Your goal> Scan the listing and work out how many lines contain the word "React". Nothing but the number should be given.

Given records>
----------------------------------------
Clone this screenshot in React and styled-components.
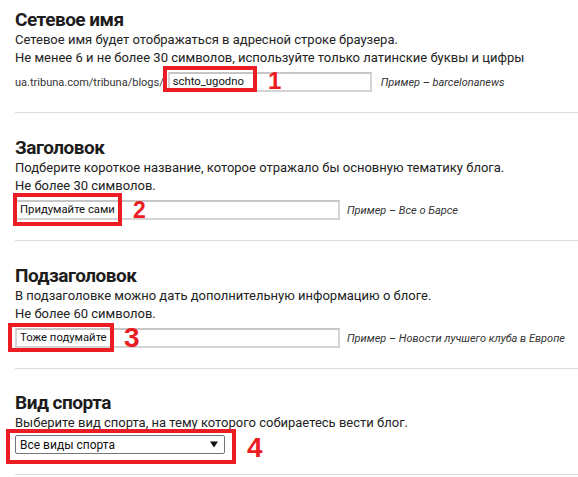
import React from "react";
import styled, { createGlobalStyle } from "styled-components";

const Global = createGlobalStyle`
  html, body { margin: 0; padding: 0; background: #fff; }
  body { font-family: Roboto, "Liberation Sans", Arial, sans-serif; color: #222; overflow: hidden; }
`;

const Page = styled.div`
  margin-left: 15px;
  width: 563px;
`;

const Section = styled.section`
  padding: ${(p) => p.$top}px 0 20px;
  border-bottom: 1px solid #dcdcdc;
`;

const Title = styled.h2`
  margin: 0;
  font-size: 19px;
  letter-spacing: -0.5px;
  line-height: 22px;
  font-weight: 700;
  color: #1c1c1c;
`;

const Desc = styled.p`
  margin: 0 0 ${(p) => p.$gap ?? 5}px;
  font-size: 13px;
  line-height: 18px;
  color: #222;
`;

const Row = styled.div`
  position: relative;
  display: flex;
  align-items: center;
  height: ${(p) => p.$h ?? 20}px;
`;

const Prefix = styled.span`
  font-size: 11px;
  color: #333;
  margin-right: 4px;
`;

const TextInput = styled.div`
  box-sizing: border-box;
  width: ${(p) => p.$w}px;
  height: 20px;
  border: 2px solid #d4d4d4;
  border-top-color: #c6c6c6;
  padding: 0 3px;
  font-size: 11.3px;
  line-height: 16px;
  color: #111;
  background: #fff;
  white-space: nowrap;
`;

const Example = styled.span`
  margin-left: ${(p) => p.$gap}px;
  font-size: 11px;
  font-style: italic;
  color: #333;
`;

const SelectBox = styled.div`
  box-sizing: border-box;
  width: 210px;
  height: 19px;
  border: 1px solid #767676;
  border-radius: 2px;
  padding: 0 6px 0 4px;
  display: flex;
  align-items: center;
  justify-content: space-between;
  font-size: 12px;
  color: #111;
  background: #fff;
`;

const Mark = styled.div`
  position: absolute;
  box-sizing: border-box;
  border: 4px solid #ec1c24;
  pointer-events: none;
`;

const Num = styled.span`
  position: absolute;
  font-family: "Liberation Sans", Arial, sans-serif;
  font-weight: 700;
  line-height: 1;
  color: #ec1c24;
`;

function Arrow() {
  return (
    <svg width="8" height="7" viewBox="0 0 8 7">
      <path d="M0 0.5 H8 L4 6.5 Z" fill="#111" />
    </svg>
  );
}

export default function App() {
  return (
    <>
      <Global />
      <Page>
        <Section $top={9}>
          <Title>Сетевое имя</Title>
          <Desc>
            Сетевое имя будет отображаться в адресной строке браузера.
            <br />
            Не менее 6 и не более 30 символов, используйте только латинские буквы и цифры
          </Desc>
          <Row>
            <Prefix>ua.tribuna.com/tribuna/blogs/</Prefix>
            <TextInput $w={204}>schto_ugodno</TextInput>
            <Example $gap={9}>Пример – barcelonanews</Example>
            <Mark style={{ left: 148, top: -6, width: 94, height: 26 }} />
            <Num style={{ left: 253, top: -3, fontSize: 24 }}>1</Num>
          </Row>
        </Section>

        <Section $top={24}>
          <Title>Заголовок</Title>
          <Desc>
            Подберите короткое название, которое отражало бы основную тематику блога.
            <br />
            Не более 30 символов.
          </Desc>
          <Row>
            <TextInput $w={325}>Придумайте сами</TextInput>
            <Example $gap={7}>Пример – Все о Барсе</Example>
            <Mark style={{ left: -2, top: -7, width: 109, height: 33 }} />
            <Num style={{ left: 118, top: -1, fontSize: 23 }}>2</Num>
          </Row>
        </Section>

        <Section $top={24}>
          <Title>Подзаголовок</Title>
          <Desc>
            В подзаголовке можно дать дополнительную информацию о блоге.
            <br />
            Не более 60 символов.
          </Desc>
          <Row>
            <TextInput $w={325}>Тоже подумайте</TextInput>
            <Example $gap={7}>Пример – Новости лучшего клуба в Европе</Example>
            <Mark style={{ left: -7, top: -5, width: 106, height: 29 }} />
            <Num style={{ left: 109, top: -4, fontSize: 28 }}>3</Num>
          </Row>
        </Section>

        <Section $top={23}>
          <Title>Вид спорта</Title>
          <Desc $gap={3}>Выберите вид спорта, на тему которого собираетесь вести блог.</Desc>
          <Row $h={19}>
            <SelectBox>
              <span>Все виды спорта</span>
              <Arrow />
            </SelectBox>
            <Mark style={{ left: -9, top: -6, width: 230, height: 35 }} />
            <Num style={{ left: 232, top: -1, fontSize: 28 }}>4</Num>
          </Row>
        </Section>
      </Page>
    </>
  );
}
----------------------------------------
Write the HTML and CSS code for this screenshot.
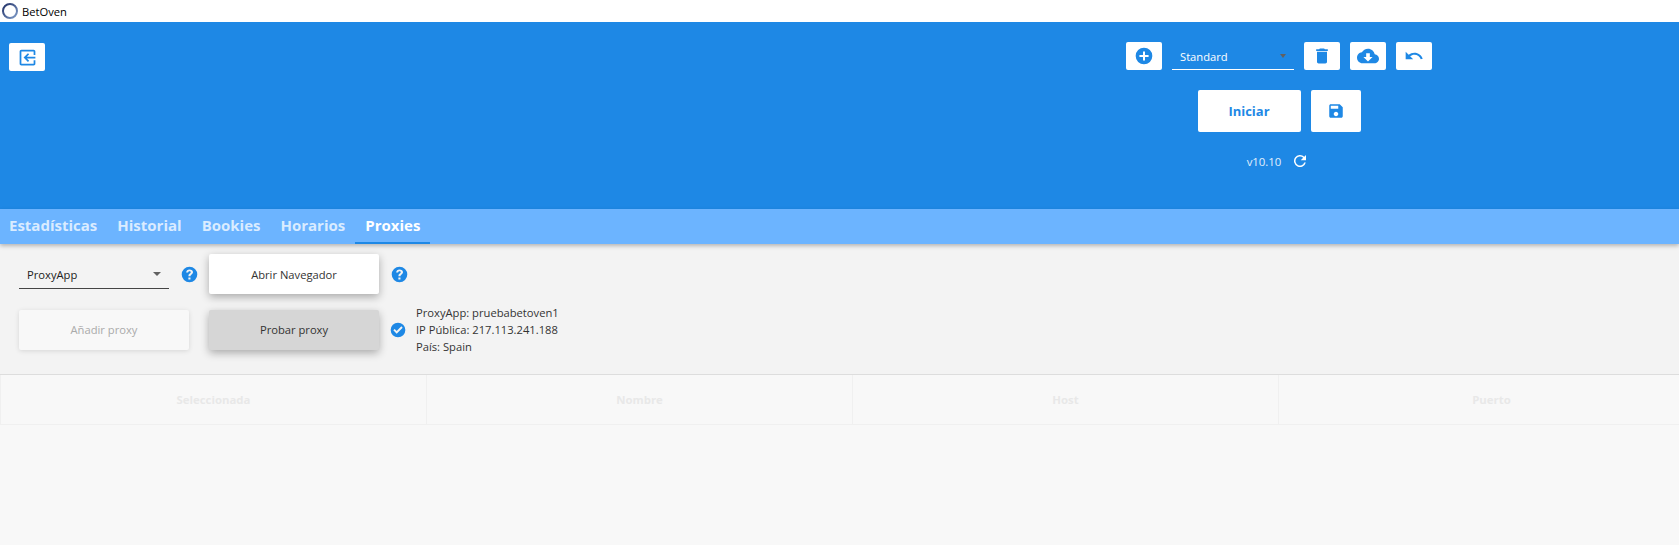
----------------------------------------
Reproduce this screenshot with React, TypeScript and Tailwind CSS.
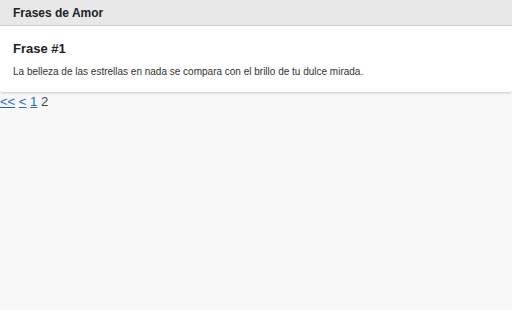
----------------------------------------
Complete output> 3